The 3rd ARIADNE RI General Assembly was held at the National Library (ICCU) in Rome (and via Zoom) on Friday 30th August 2024 – ten years after the very first ARIADNE meeting in the same place!
Franco Niccolucci welcomed everyone and announced that the Catalogue had surpassed 4m records and ARIADNE was now attracting additional important institutions such as the Swedish School at Rome, the Digital Repository of Ireland and the Swiss Institute of Archaeology among others.
Julian Richards went on to describe the latest and future updates to the Portal. These include three more collections: records of messages in bottles (from shipwrecked sailors from the 18th-19th centuries), sonar wreck surveys from the Irish Seas (IMARDIS from the University of Bangor) and the first digital records to link to ‘analogue’ shelf references from the University of Portsmouth. Later in the year, enhanced records from AIS-CR of the Czech Republic would be added.
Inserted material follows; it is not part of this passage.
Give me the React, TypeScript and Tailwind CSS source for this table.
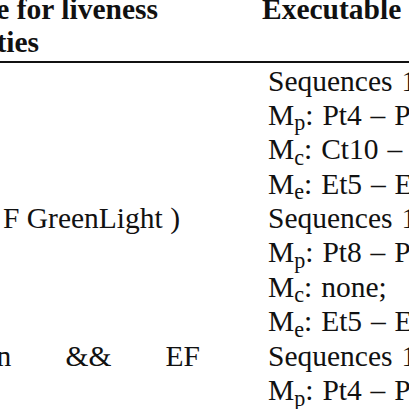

Several new datasets are also in the pipeline, which cover north Africa, fieldwork surveys and reports from Ireland and Switzerland plus data from Athens and Rome. Julian then went on to describe the planned enhancements to the Portal which include a new country filter, new data types (e.g. GIS, IIIF) and integration of IIIF and 3D-HOP viewers.
Sheena Bassett followed with an update on the dissemination activities. Thanks to the SHADE CIG two new videos have been produced along with a poster and leaflets. In addition, the main SHADE deliverable is the ARIADNE RI Business Plan which covers the next four years of activities – everything is looking financially sound with the research funding enabling steady growth along with enhancements of the Portal.
Holly Wright mentioned some further SHADE highlights, the Training School on data aggregation and integration held in Crete in June and a national workshop organised in Greece in May. SHADE will also be represented on a joint panel at the UN Assembly Science Summit in September in New York. Finally, ARIADNE are also involved in a new COST Action, Managing Artificial Intelligence in Archaeology (MAIA) via ADS.
Claudio Prandoni then went on to talk about the ATRIUM and ECHOES projects. He provided overviews of each project, their objectives and the role of ARIADNE in each. Franco added an update about the ARTEMIS project which concerns ‘heritage digital twins’.
The final item on the Agenda was the Activity Plan for 2025. At present, it is proposed to set up some Working Groups. These would cover the use of AI in archaeology and more work on 3D and further suggestions from the members was welcome.